▶ **Dataset excerpt**
%%
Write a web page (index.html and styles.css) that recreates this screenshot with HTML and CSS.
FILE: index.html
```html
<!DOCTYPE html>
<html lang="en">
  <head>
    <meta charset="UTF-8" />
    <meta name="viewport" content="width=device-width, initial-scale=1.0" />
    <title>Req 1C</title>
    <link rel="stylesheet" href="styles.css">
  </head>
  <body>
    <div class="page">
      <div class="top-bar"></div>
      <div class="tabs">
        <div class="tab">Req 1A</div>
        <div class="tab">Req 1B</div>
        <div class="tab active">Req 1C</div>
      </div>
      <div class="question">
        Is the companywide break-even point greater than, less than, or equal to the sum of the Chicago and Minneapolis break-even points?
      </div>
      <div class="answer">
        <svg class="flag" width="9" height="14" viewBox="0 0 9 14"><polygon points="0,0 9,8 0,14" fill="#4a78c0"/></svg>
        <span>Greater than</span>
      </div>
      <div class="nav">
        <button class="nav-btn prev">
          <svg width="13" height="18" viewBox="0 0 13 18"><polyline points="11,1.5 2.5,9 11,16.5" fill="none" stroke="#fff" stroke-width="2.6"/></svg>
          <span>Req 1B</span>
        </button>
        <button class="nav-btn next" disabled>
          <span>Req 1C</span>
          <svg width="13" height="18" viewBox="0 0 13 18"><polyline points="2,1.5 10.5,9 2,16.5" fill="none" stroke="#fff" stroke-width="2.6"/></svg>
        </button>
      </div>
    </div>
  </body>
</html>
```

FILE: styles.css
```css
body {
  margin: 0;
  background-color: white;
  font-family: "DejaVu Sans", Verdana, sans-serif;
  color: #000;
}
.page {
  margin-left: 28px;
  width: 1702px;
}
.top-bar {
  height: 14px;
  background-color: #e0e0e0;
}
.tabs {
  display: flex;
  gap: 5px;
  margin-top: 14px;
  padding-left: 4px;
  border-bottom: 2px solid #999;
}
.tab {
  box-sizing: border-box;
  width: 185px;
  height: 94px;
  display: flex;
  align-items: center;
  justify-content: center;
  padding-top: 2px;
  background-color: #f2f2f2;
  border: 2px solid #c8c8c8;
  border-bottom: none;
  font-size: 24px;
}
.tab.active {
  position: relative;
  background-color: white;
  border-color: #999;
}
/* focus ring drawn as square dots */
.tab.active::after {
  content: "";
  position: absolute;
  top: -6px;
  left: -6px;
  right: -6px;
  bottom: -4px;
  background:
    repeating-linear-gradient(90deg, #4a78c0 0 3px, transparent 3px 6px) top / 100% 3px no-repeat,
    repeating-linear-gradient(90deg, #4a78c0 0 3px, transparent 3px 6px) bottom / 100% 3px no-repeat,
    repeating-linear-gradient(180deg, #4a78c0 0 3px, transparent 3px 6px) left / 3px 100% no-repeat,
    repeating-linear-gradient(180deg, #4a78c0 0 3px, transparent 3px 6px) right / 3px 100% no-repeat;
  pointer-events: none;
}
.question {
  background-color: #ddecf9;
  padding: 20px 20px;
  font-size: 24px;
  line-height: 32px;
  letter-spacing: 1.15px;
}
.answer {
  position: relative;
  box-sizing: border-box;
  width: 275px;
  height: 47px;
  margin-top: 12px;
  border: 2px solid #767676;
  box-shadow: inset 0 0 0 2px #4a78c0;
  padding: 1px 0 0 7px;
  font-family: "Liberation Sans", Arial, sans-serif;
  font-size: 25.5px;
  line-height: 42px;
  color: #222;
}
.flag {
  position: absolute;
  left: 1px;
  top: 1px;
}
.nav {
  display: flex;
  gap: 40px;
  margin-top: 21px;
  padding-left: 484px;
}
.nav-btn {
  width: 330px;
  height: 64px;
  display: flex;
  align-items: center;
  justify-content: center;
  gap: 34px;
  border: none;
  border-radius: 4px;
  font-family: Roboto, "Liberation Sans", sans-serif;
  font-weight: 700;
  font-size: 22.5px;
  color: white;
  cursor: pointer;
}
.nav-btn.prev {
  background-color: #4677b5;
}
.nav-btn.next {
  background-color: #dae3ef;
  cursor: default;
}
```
%%
From the first line to the last, please quote the material above exactly.

Write a web page (index.html and styles.css) that recreates this screenshot with HTML and CSS.
FILE: index.html
```html
<!DOCTYPE html>
<html lang="en">
  <head>
    <meta charset="UTF-8" />
    <meta name="viewport" content="width=device-width, initial-scale=1.0" />
    <title>Req 1C</title>
    <link rel="stylesheet" href="styles.css">
  </head>
  <body>
    <div class="page">
      <div class="top-bar"></div>
      <div class="tabs">
        <div class="tab">Req 1A</div>
        <div class="tab">Req 1B</div>
        <div class="tab active">Req 1C</div>
      </div>
      <div class="question">
        Is the companywide break-even point greater than, less than, or equal to the sum of the Chicago and Minneapolis break-even points?
      </div>
      <div class="answer">
        <svg class="flag" width="9" height="14" viewBox="0 0 9 14"><polygon points="0,0 9,8 0,14" fill="#4a78c0"/></svg>
        <span>Greater than</span>
      </div>
      <div class="nav">
        <button class="nav-btn prev">
          <svg width="13" height="18" viewBox="0 0 13 18"><polyline points="11,1.5 2.5,9 11,16.5" fill="none" stroke="#fff" stroke-width="2.6"/></svg>
          <span>Req 1B</span>
        </button>
        <button class="nav-btn next" disabled>
          <span>Req 1C</span>
          <svg width="13" height="18" viewBox="0 0 13 18"><polyline points="2,1.5 10.5,9 2,16.5" fill="none" stroke="#fff" stroke-width="2.6"/></svg>
        </button>
      </div>
    </div>
  </body>
</html>
```

FILE: styles.css
```css
body {
  margin: 0;
  background-color: white;
  font-family: "DejaVu Sans", Verdana, sans-serif;
  color: #000;
}
.page {
  margin-left: 28px;
  width: 1702px;
}
.top-bar {
  height: 14px;
  background-color: #e0e0e0;
}
.tabs {
  display: flex;
  gap: 5px;
  margin-top: 14px;
  padding-left: 4px;
  border-bottom: 2px solid #999;
}
.tab {
  box-sizing: border-box;
  width: 185px;
  height: 94px;
  display: flex;
  align-items: center;
  justify-content: center;
  padding-top: 2px;
  background-color: #f2f2f2;
  border: 2px solid #c8c8c8;
  border-bottom: none;
  font-size: 24px;
}
.tab.active {
  position: relative;
  background-color: white;
  border-color: #999;
}
/* focus ring drawn as square dots */
.tab.active::after {
  content: "";
  position: absolute;
  top: -6px;
  left: -6px;
  right: -6px;
  bottom: -4px;
  background:
    repeating-linear-gradient(90deg, #4a78c0 0 3px, transparent 3px 6px) top / 100% 3px no-repeat,
    repeating-linear-gradient(90deg, #4a78c0 0 3px, transparent 3px 6px) bottom / 100% 3px no-repeat,
    repeating-linear-gradient(180deg, #4a78c0 0 3px, transparent 3px 6px) left / 3px 100% no-repeat,
    repeating-linear-gradient(180deg, #4a78c0 0 3px, transparent 3px 6px) right / 3px 100% no-repeat;
  pointer-events: none;
}
.question {
  background-color: #ddecf9;
  padding: 20px 20px;
  font-size: 24px;
  line-height: 32px;
  letter-spacing: 1.15px;
}
.answer {
  position: relative;
  box-sizing: border-box;
  width: 275px;
  height: 47px;
  margin-top: 12px;
  border: 2px solid #767676;
  box-shadow: inset 0 0 0 2px #4a78c0;
  padding: 1px 0 0 7px;
  font-family: "Liberation Sans", Arial, sans-serif;
  font-size: 25.5px;
  line-height: 42px;
  color: #222;
}
.flag {
  position: absolute;
  left: 1px;
  top: 1px;
}
.nav {
  display: flex;
  gap: 40px;
  margin-top: 21px;
  padding-left: 484px;
}
.nav-btn {
  width: 330px;
  height: 64px;
  display: flex;
  align-items: center;
  justify-content: center;
  gap: 34px;
  border: none;
  border-radius: 4px;
  font-family: Roboto, "Liberation Sans", sans-serif;
  font-weight: 700;
  font-size: 22.5px;
  color: white;
  cursor: pointer;
}
.nav-btn.prev {
  background-color: #4677b5;
}
.nav-btn.next {
  background-color: #dae3ef;
  cursor: default;
}
```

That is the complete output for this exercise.